### [Data rows]

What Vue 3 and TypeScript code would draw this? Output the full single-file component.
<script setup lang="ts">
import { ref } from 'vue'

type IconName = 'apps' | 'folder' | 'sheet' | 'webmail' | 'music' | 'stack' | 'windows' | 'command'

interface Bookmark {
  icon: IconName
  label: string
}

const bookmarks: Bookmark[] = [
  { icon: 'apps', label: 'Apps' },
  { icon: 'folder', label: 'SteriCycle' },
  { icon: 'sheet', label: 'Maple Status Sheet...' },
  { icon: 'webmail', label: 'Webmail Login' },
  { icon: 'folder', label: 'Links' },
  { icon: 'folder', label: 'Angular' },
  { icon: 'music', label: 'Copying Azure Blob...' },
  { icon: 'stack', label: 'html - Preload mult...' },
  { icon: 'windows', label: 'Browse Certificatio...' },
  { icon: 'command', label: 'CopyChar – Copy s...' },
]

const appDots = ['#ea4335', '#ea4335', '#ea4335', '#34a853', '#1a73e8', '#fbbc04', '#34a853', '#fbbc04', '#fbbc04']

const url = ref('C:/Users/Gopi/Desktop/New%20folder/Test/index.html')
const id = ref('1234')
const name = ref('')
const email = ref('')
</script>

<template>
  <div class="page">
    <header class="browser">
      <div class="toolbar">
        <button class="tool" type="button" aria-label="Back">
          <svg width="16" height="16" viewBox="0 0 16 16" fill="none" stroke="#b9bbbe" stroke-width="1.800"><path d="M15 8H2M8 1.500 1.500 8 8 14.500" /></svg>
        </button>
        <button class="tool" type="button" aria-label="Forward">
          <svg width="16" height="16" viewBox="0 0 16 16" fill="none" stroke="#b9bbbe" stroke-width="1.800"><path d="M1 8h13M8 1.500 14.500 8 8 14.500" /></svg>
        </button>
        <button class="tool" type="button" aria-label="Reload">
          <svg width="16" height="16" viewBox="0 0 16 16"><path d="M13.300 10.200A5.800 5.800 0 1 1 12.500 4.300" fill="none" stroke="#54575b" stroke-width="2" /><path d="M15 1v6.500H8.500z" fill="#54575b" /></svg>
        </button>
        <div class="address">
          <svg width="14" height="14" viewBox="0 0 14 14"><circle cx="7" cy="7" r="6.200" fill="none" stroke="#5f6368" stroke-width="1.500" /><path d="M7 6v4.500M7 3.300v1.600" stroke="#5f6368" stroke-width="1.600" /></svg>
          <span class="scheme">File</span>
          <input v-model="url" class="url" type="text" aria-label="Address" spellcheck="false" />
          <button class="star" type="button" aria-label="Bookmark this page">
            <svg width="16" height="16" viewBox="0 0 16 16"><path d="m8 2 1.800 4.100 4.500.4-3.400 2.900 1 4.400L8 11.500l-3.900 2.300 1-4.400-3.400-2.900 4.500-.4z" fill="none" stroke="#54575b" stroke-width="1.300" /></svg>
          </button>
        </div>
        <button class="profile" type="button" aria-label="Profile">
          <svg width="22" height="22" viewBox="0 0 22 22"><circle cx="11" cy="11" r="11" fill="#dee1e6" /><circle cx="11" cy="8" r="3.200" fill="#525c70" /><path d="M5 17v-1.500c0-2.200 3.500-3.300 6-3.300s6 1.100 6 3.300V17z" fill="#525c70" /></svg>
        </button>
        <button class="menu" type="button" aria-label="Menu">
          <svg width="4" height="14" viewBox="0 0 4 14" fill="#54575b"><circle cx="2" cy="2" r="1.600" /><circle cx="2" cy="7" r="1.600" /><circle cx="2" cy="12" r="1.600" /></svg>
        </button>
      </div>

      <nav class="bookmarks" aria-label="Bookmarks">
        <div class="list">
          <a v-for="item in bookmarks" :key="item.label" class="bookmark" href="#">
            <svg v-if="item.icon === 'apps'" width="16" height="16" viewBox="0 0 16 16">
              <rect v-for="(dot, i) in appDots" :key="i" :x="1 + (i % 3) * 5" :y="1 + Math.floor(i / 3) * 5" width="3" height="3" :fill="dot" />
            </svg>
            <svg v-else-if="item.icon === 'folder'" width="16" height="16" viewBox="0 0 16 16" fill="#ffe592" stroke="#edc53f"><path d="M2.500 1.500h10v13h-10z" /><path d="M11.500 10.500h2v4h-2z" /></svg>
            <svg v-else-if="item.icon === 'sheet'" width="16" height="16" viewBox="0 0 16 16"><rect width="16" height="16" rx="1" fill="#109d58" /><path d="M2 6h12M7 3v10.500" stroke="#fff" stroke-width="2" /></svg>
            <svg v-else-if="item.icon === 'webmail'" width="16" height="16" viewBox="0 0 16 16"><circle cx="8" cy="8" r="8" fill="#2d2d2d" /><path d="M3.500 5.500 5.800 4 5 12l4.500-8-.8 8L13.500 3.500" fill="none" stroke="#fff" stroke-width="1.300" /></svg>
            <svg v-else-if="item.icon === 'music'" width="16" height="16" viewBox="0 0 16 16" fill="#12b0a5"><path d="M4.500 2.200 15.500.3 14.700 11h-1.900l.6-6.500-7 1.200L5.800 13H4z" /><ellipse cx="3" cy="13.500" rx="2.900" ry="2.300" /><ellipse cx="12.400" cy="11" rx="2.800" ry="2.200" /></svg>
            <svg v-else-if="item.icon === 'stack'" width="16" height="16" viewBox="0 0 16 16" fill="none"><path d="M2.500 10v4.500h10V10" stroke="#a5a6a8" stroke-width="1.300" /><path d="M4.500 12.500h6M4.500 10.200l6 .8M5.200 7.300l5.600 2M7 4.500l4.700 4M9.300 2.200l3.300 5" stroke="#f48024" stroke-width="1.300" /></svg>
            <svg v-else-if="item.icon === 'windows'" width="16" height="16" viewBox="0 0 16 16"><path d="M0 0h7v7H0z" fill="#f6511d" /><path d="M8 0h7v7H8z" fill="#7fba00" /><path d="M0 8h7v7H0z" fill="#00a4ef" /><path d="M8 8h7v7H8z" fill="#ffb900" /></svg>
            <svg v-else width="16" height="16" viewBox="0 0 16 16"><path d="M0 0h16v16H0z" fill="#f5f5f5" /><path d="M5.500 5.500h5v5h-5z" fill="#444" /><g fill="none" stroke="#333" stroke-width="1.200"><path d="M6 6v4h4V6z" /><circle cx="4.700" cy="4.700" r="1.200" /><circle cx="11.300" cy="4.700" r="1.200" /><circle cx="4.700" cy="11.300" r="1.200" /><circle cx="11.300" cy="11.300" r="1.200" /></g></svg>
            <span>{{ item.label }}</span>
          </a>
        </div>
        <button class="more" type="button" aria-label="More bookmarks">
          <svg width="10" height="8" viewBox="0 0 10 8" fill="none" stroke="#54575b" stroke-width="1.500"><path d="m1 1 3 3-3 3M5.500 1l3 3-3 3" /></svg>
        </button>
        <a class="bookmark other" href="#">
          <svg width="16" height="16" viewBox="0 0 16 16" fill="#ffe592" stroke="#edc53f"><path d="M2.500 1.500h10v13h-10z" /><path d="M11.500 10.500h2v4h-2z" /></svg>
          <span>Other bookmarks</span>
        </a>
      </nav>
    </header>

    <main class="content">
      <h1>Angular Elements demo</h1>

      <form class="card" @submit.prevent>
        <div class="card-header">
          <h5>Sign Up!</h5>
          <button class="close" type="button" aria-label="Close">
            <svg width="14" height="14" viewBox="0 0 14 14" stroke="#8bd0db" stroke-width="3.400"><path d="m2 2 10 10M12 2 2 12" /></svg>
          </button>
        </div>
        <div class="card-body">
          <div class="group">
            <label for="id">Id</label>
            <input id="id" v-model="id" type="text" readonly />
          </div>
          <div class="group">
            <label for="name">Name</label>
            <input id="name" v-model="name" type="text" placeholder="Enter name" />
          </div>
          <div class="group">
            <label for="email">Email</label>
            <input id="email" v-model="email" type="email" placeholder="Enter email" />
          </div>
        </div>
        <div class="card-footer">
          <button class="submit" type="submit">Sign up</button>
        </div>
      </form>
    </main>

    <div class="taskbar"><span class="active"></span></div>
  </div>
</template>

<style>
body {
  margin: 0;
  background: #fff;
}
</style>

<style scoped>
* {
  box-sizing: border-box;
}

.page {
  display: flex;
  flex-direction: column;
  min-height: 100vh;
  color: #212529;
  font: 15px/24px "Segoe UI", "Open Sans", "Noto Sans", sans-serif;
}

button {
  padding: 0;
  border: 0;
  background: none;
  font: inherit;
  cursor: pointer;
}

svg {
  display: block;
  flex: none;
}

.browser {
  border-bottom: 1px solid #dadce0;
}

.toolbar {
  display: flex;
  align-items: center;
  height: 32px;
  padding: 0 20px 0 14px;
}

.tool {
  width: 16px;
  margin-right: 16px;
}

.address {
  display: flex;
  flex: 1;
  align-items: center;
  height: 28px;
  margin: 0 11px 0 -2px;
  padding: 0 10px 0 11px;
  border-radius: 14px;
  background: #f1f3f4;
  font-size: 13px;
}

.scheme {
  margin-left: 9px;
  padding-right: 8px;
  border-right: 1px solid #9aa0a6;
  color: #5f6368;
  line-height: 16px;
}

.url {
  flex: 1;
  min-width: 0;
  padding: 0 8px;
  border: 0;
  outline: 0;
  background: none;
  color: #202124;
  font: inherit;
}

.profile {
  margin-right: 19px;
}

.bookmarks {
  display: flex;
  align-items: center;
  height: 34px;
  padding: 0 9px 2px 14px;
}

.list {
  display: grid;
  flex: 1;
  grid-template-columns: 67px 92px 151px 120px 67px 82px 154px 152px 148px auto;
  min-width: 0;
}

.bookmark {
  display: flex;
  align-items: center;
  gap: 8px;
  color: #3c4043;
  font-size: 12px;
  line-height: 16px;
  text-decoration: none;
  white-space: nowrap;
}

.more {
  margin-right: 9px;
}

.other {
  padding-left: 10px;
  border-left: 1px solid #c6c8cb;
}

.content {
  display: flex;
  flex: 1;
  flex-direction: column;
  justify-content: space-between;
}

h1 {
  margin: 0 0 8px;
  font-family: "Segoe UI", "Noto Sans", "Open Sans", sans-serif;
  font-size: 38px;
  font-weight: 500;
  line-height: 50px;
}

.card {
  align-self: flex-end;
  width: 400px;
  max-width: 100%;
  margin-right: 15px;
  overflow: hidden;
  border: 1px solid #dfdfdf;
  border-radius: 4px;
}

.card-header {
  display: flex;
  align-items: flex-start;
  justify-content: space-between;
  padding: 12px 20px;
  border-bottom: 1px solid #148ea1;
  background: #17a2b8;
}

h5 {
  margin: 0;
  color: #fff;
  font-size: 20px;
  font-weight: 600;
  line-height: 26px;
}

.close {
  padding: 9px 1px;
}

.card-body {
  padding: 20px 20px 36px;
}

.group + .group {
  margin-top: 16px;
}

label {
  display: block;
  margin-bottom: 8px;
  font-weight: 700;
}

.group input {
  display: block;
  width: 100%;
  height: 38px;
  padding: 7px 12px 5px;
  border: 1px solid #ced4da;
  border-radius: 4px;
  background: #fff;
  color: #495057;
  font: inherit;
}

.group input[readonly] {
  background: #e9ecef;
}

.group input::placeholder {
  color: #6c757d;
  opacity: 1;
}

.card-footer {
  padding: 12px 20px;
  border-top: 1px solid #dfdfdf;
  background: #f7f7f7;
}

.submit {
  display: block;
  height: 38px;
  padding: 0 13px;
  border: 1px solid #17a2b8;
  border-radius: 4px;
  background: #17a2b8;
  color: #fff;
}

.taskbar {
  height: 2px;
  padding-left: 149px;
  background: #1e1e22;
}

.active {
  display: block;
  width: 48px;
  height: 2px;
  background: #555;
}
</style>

...

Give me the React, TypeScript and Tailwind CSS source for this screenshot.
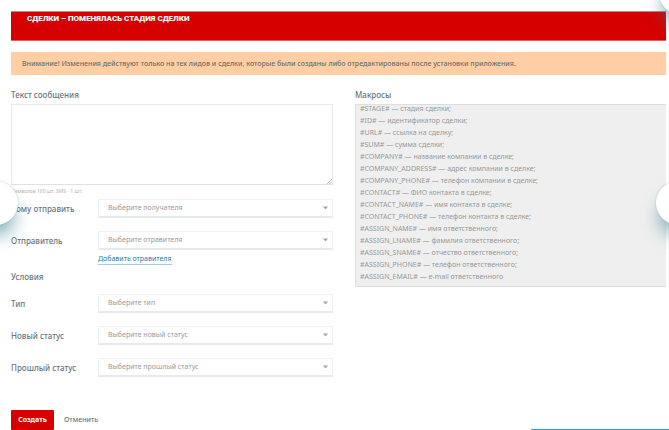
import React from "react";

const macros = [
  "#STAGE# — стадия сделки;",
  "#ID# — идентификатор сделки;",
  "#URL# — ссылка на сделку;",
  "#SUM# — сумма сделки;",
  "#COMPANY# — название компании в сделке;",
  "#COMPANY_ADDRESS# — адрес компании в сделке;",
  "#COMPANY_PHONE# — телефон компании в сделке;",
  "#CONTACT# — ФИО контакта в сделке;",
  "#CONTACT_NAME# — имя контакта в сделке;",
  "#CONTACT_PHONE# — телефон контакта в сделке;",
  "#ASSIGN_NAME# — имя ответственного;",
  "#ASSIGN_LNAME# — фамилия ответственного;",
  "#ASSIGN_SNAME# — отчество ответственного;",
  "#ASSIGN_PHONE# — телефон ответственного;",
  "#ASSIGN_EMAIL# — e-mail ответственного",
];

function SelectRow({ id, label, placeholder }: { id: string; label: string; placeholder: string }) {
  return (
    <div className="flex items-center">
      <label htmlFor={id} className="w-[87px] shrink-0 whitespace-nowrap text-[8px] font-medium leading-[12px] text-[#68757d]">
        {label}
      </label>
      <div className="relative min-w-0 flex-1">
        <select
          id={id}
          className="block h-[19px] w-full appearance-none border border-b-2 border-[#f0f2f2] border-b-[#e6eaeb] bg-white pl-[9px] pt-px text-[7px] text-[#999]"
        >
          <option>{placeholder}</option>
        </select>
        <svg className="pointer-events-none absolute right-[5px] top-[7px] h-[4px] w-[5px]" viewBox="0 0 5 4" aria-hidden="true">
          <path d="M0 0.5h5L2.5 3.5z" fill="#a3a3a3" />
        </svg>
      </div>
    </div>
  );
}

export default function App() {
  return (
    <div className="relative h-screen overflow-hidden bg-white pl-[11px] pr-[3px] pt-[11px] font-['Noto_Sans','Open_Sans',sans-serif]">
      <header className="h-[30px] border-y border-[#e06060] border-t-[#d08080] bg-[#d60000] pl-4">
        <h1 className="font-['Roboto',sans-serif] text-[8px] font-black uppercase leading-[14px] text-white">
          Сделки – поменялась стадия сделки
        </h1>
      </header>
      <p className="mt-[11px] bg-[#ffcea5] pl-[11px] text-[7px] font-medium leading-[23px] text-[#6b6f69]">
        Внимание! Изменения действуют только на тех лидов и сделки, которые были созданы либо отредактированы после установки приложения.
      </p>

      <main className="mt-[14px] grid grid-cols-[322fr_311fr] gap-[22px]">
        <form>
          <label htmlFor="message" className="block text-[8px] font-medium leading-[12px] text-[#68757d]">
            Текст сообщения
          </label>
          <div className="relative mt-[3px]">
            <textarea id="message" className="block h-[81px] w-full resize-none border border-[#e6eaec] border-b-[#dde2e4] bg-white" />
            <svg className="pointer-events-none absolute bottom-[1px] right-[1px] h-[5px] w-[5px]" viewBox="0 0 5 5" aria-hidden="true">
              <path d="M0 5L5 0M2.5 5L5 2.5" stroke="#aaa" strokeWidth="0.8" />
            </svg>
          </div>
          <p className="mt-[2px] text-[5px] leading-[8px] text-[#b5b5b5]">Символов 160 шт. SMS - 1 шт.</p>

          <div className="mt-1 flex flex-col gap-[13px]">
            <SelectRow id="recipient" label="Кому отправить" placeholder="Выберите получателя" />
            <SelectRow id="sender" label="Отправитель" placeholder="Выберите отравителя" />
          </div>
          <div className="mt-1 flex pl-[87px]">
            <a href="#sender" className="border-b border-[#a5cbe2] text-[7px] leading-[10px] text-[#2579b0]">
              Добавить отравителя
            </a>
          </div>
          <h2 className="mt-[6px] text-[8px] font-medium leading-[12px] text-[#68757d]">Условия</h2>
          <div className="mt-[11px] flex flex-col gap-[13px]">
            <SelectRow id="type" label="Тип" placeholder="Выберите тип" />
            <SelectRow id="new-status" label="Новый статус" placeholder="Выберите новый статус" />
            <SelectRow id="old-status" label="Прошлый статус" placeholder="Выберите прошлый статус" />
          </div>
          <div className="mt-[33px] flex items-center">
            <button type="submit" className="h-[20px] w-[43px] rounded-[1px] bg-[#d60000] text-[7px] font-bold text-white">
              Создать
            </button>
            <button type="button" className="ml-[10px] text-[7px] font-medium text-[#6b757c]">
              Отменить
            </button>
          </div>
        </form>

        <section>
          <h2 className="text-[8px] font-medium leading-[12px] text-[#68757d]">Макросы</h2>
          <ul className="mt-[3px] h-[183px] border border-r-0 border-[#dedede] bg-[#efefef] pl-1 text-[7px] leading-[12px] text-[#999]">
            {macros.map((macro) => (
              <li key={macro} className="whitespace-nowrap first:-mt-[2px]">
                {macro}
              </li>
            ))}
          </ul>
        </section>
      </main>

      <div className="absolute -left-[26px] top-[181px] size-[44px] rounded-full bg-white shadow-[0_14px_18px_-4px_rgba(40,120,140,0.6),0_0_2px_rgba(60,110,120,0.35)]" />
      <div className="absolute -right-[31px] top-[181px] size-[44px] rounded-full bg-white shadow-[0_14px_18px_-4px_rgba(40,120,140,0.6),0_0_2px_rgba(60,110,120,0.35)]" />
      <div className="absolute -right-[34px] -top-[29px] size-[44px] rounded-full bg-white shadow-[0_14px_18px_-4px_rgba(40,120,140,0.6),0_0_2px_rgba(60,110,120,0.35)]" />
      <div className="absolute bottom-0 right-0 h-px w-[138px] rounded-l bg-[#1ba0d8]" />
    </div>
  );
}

### [Written exercise]
Only the lines from "Give me the" through "import React from" should appear in your output, copied exactly with both end lines, and with no pictures.

### [Complete response]
Give me the React, TypeScript and Tailwind CSS source for this screenshot.
import React from "react";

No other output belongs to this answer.